The traditional view has been that the drivers of party allegiance are split along racial and cultural lines. And if one were to read the headlines, one would be forgiven for still thinking this to be the case from the Black Lives Matter protests to the historic minority base for the Democratic party. But this is where the narrative may be wrong. Consider that the Trump numbers amongst Hispanic voters increased eight points from the beginning of his term to 2020 from 29% to 37%. Or most black voters in Michigan (where 3 out of 4 voters support BLM) say they are against defunding the police.
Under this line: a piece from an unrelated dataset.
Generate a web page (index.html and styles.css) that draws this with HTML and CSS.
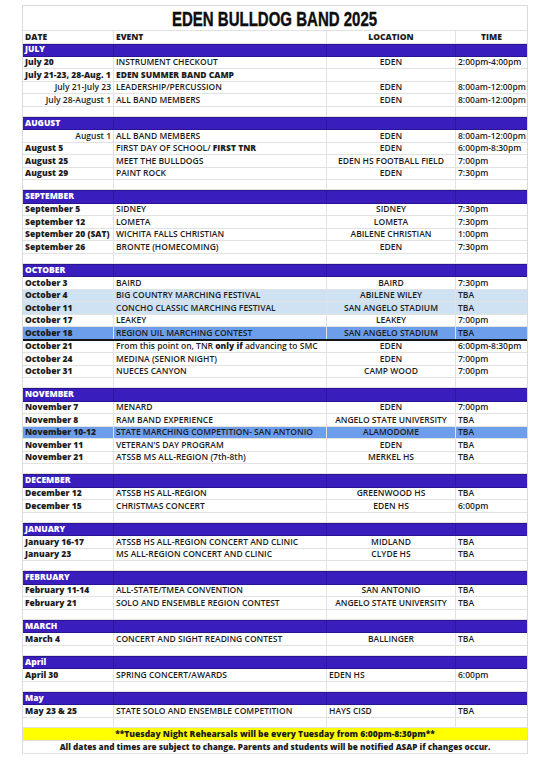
FILE: index.html
```html
<!DOCTYPE html>
<html lang="en">
<head>
<meta charset="utf-8">
<title>Eden Bulldog Band 2025</title>
<link rel="stylesheet" href="styles.css">
</head>
<body>
<div class="sheet">
  <div class="title"><span class="title-text">EDEN BULLDOG BAND 2025</span></div>
  <div class="row head"><div>DATE</div><div>EVENT</div><div class="c">LOCATION</div><div class="c">TIME</div></div>

  <div class="row band"><div>JULY</div><div></div><div></div><div></div></div>
  <div class="row"><div class="d">July 20</div><div>INSTRUMENT CHECKOUT</div><div class="c">EDEN</div><div>2:00pm-4:00pm</div></div>
  <div class="row"><div class="d">July 21-23, 28-Aug. 1</div><div class="b">EDEN SUMMER BAND CAMP</div><div></div><div></div></div>
  <div class="row"><div class="r">July 21-July 23</div><div>LEADERSHIP/PERCUSSION</div><div class="c">EDEN</div><div>8:00am-12:00pm</div></div>
  <div class="row"><div class="r">July 28-August 1</div><div>ALL BAND MEMBERS</div><div class="c">EDEN</div><div>8:00am-12:00pm</div></div>
  <div class="row gap"><div></div><div></div><div></div><div></div></div>

  <div class="row band"><div>AUGUST</div><div></div><div></div><div></div></div>
  <div class="row"><div class="r">August 1</div><div>ALL BAND MEMBERS</div><div class="c">EDEN</div><div>8:00am-12:00pm</div></div>
  <div class="row"><div class="d">August 5</div><div><span>FIRST DAY OF SCHOOL/&nbsp;</span><span class="b">FIRST TNR</span></div><div class="c">EDEN</div><div>6:00pm-8:30pm</div></div>
  <div class="row"><div class="d">August 25</div><div>MEET THE BULLDOGS</div><div class="c">EDEN HS FOOTBALL FIELD</div><div>7:00pm</div></div>
  <div class="row"><div class="d">August 29</div><div>PAINT ROCK</div><div class="c">EDEN</div><div>7:30pm</div></div>
  <div class="row gap"><div></div><div></div><div></div><div></div></div>

  <div class="row band"><div>SEPTEMBER</div><div></div><div></div><div></div></div>
  <div class="row"><div class="d">September 5</div><div>SIDNEY</div><div class="c">SIDNEY</div><div>7:30pm</div></div>
  <div class="row"><div class="d">September 12</div><div>LOMETA</div><div class="c">LOMETA</div><div>7:30pm</div></div>
  <div class="row"><div class="d">September 20 (SAT)</div><div>WICHITA FALLS CHRISTIAN</div><div class="c">ABILENE CHRISTIAN</div><div>1:00pm</div></div>
  <div class="row"><div class="d">September 26</div><div>BRONTE (HOMECOMING)</div><div class="c">EDEN</div><div>7:30pm</div></div>
  <div class="row gap"><div></div><div></div><div></div><div></div></div>

  <div class="row band"><div>OCTOBER</div><div></div><div></div><div></div></div>
  <div class="row"><div class="d">October 3</div><div>BAIRD</div><div class="c">BAIRD</div><div>7:30pm</div></div>
  <div class="row lb"><div class="d">October 4</div><div>BIG COUNTRY MARCHING FESTIVAL</div><div class="c">ABILENE WILEY</div><div>TBA</div></div>
  <div class="row lb"><div class="d">October 11</div><div>CONCHO CLASSIC MARCHING FESTIVAL</div><div class="c">SAN ANGELO STADIUM</div><div>TBA</div></div>
  <div class="row"><div class="d">October 17</div><div>LEAKEY</div><div class="c">LEAKEY</div><div>7:00pm</div></div>
  <div class="row db thick"><div class="d">October 18</div><div>REGION UIL MARCHING CONTEST</div><div class="c">SAN ANGELO STADIUM</div><div>TBA</div></div>
  <div class="row"><div class="d">October 21</div><div><span>From this point on, TNR&nbsp;</span><span class="b">only if</span><span>&nbsp;advancing to SMC</span></div><div class="c">EDEN</div><div>6:00pm-8:30pm</div></div>
  <div class="row"><div class="d">October 24</div><div>MEDINA (SENIOR NIGHT)</div><div class="c">EDEN</div><div>7:00pm</div></div>
  <div class="row"><div class="d">October 31</div><div>NUECES CANYON</div><div class="c">CAMP WOOD</div><div>7:00pm</div></div>
  <div class="row gap"><div></div><div></div><div></div><div></div></div>

  <div class="row band"><div>NOVEMBER</div><div></div><div></div><div></div></div>
  <div class="row"><div class="d">November 7</div><div>MENARD</div><div class="c">EDEN</div><div>7:00pm</div></div>
  <div class="row"><div class="d">November 8</div><div>RAM BAND EXPERIENCE</div><div class="c">ANGELO STATE UNIVERSITY</div><div>TBA</div></div>
  <div class="row db"><div class="d">November 10-12</div><div>STATE MARCHING COMPETITION- SAN ANTONIO</div><div class="c">ALAMODOME</div><div>TBA</div></div>
  <div class="row"><div class="d">November 11</div><div>VETERAN'S DAY PROGRAM</div><div class="c">EDEN</div><div>TBA</div></div>
  <div class="row"><div class="d">November 21</div><div>ATSSB MS ALL-REGION (7th-8th)</div><div class="c">MERKEL HS</div><div>TBA</div></div>
  <div class="row gap"><div></div><div></div><div></div><div></div></div>

  <div class="row band"><div>DECEMBER</div><div></div><div></div><div></div></div>
  <div class="row"><div class="d">December 12</div><div>ATSSB HS ALL-REGION</div><div class="c">GREENWOOD HS</div><div>TBA</div></div>
  <div class="row"><div class="d">December 15</div><div>CHRISTMAS CONCERT</div><div class="c">EDEN HS</div><div>6:00pm</div></div>
  <div class="row gap"><div></div><div></div><div></div><div></div></div>

  <div class="row band"><div>JANUARY</div><div></div><div></div><div></div></div>
  <div class="row"><div class="d">January 16-17</div><div>ATSSB HS ALL-REGION CONCERT AND CLINIC</div><div class="c">MIDLAND</div><div>TBA</div></div>
  <div class="row"><div class="d">January 23</div><div>MS ALL-REGION CONCERT AND CLINIC</div><div class="c">CLYDE HS</div><div>TBA</div></div>
  <div class="row gap"><div></div><div></div><div></div><div></div></div>

  <div class="row band"><div>FEBRUARY</div><div></div><div></div><div></div></div>
  <div class="row"><div class="d">February 11-14</div><div>ALL-STATE/TMEA CONVENTION</div><div class="c">SAN ANTONIO</div><div>TBA</div></div>
  <div class="row"><div class="d">February 21</div><div>SOLO AND ENSEMBLE REGION CONTEST</div><div class="c">ANGELO STATE UNIVERSITY</div><div>TBA</div></div>
  <div class="row gap"><div></div><div></div><div></div><div></div></div>

  <div class="row band"><div>MARCH</div><div></div><div></div><div></div></div>
  <div class="row"><div class="d">March 4</div><div>CONCERT AND SIGHT READING CONTEST</div><div class="c">BALLINGER</div><div>TBA</div></div>
  <div class="row gap"><div></div><div></div><div></div><div></div></div>

  <div class="row band"><div>April</div><div></div><div></div><div></div></div>
  <div class="row"><div class="d">April 30</div><div>SPRING CONCERT/AWARDS</div><div>EDEN HS</div><div>6:00pm</div></div>
  <div class="row gap"><div></div><div></div><div></div><div></div></div>

  <div class="row band"><div>May</div><div></div><div></div><div></div></div>
  <div class="row"><div class="d">May 23 &amp; 25</div><div>STATE SOLO AND ENSEMBLE COMPETITION</div><div>HAYS CISD</div><div>TBA</div></div>
  <div class="row gap"><div></div><div></div><div></div><div></div></div>

  <div class="full yellow">**Tuesday Night Rehearsals will be every Tuesday from 6:00pm-8:30pm**</div>
  <div class="full foot">All dates and times are subject to change. Parents and students will be notified ASAP if changes occur.</div>
</div>
</body>
</html>
```

FILE: styles.css
```css
* {
  box-sizing: border-box;
}

body {
  margin: 0;
  background: #ffffff;
  font-family: "Open Sans", "Liberation Sans", sans-serif;
  color: #1d1d1d;
}

.sheet {
  margin: 5px 0 0 22px;
  width: 506px;
  border: 1px solid #dadada;
  border-bottom: none;
}

.title {
  height: 25px;
  display: flex;
  align-items: center;
  justify-content: center;
  border-bottom: 1px solid #e2e2e2;
}

.title-text {
  display: inline-block;
  font-family: "Liberation Sans", "DejaVu Sans", sans-serif;
  font-weight: 700;
  font-size: 21px;
  line-height: 1;
  color: #0d0d0d;
  transform: scaleX(0.715);
  white-space: nowrap;
  -webkit-text-stroke: 0.4px #0d0d0d;
}

.row {
  display: grid;
  grid-template-columns: 91px 213px 129px 71px;
  height: 12.5px;
  border-bottom: 1px solid #e2e2e2;
  font-size: 8.5px;
  font-weight: 600;
}

.row > div {
  display: flex;
  align-items: center;
  padding: 0 2px;
  border-right: 1px solid #e2e2e2;
  white-space: nowrap;
  line-height: 1;
  min-width: 0;
}

.row > div:last-child {
  border-right: none;
}

.row .c {
  justify-content: center;
}

.row .r {
  justify-content: flex-end;
}

.d,
.b {
  font-weight: 800;
}

.head {
  height: 12.5px;
  font-weight: 800;
}

.band {
  height: 13.3px;
  background: #3a1dbd;
  color: #ffffff;
  font-weight: 800;
  border-bottom: 1px solid #2a1490;
  box-shadow: inset 0 1px 0 #2a1490;
}

.band > div {
  border-right-color: rgba(0, 0, 0, 0.18);
}

.gap {
  height: 10.2px;
}

.lb {
  background: #cfe2f3;
}

.db {
  background: #6d9eeb;
}

.thick {
  height: 13.5px;
  border-bottom: 2px solid #151515;
}

.full {
  display: flex;
  align-items: center;
  justify-content: center;
  font-size: 8.5px;
  font-weight: 800;
  white-space: nowrap;
  border-bottom: 1px solid #e2e2e2;
  line-height: 1;
}

.yellow {
  height: 13.3px;
  background: #ffff00;
}

.foot {
  height: 12.6px;
  font-size: 8.2px;
}
```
We are arguably in the middle of a transition period not seen since the days of Roosevelt's new deal (where a lot of the Southern Democrats ended up transferring allegiances to the Republican party). The face of the parties is in flux. The disparity is most apparent in the split for both parties amongst constituencies such as the rural and working-class vote, where Republicans have a 17-14 point lead. In contrast, the Democrats continue to make inroads in the big city. How far have we seemingly come from the Republicans being the party of big business?
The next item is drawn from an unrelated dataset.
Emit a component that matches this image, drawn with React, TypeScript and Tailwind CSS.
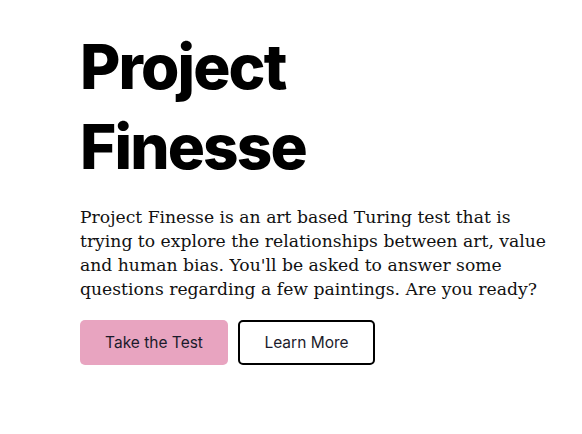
export default function App() {
  return (
    <div className="min-h-screen bg-white">
      <div className="pl-20 pt-[27px] pr-8">
        <h1 className="font-['Inter',sans-serif] text-[62px] font-extrabold leading-[80px] tracking-[-0.03em] text-black">
          Project
          <br />
          Finesse
        </h1>
        <p className="mt-[18px] whitespace-nowrap font-['DejaVu_Serif',serif] text-[17.2px] leading-[24px] text-[#111]">
          Project Finesse is an art based Turing test that is
          <br />
          trying to explore the relationships between art, value
          <br />
          and human bias. You'll be asked to answer some
          <br />
          questions regarding a few paintings. Are you ready?
        </p>
        <div className="mt-[19px] flex gap-[10px] font-['Inter',sans-serif] text-[15.5px]">
          <button className="h-[45px] w-[148px] rounded-[5px] bg-[#e8a4c0] text-[#1b1b2b]">Take the Test</button>
          <button className="h-[45px] w-[137px] rounded-[5px] border-2 border-black bg-white text-[#1b1b2b]">
            Learn More
          </button>
        </div>
      </div>
    </div>
  )
}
Consider that Republicans continue to make considerable inroads to stay relevant to minority votes such as the Hispanic and Black vote. The Republican party most recently opened two community centres in New Mexico, seemingly to help prepare to-be citizens for their citizenship test.
The point we try to make, to put it simply, is this, the face of the partisan voter is changing. The traditional racial fault lines are no longer valid. The face of the democratic party is increasingly college-educated. Meanwhile, the Republican voter is the Small Business owning or working-class rural voter likely not to be college educated. This phenomenon likely has implications for policy going forward. The most obvious of which is the type of candidate getting nominated. The most significant evidence is that Donald J Trump now has a 90% success ratio in picking the winning candidates in the Republican primaries (granted, he tends to pick quite late in the race once there is more certainty).
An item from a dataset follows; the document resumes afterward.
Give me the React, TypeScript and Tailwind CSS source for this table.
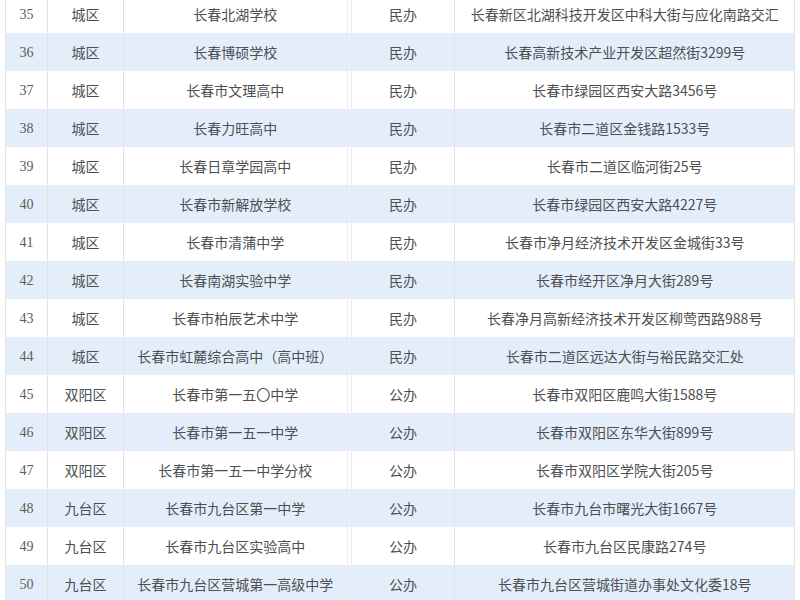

Conversely, while candidates need to take extreme positions along ideological lines to ascertain nomination, this can also be detrimental to their chances in the general election. A pertinent example of this is New Hampshire's Republican nominee for the Senate, Don Bolduc, who in the primaries, supported claims of voter fraud in the 2020 elections. Only to promptly flip his stance once nomination had been ascertained (of course, this was due to further research on his part).
So we can safely state that cultural and ideological questions make the difference in keeping the base happy. But once the nomination has occurred (remember, partisan voters, are voting in primaries and will vote the same in the general), candidates then need to go after the rest to take the prize. This is the voting bloc that determines the election.
Taking the Prize
After the rather rigorous selection process that candidates are put through, we then move to the actual election day and herein, the story is different. This is where the silent voter takes primacy. The silent voter, or the independent, comes into three categories:
The swing voter is the ideologically neutral voter that looks at the issues at hand (e.g. the fiscally conservative and socially liberal voter). The splitter probably keeps most political strategists awake at night, voting one way for the legislature and the other for the white house. And finally, the fence sitter who waits till the last minute to decide based on the most current issue.
The key to the game is to target the voters in the first and third categories during the election campaign.
Regarding the swing voter, parties typically work towards prioritising specific issues over others. For example, the fiscally conservative and socially liberal voter would likely vote republican if inflation was top of mind, which would be the reason for the Democrats to prioritise Roe v Wade or climate change within the narrative. The strategy would be similar for the fence sitter, but this would be harder to maintain since their vote likely won't be determined until the final minute.
In the second category, the splitter would be the issues of men or women who would've reasoned based on individual candidates. Much like the fence sitter will be harder to determine until the final verdict. This voter will likely vote Republican since they would've presumably voted against Trump in the 2020 elections.
What Could Happen?
So let's move to the actuality of what's at stake. Here we think there are three scenarios (all from the perspective of what it implies for the administration):
The Lame Duck - The Lame Duck scenario implies that the republicans take both houses (they need an additional seat in the Senate and 218 in the reps). This would spell trouble for President Biden's policy wishes till the next election cycle. With the Senate responsible for confirming appointments, including to the Supreme Court and the House likely to start proceedings into Hunter Biden, the White House will be limited to trying to put out fires.
The Gridlock - This is a scenario where the Democrats retain control of the Senate while losing the house. This will mean that policy progress will be slow but still within the realm of possibility; legislation will have to be watered down and more quid-pro–quo. Life will be somewhat easier since appointments will be made more accessible. Should the Democrats remain in control of the Senate while there is only a thin Republican majority (as opposed to a large one), this will make it similar to the first scenario. It is somewhat similar to the second term of the Obama administration, except possibly much worse since the Trump camp can have outsized influence (and they tend to be much louder than the erstwhile Tea Party).
Winner Winner Chicken Dinner - In the unlikely (but still possible) scenario that Democrats retain control of both houses, the White House will probably be given a massive impetus to be much more aggressive in its agenda from climate to tax. It will be seen as an approval of the administration and its plan and substantially increase Biden's grip on the party.
From an investor's perspective?
The second and third are to us the more palatable scenarios. A lame-duck scenario would effectively ensure that no appropriated expenditures, including the CHIPS & Science Act, would get spent. At the same time, it would almost make government shutdowns inevitable. We contend that markets prefer certainty over uncertainty, and the status quo, especially halfway through a presidential term is possibly one less issue to contend with.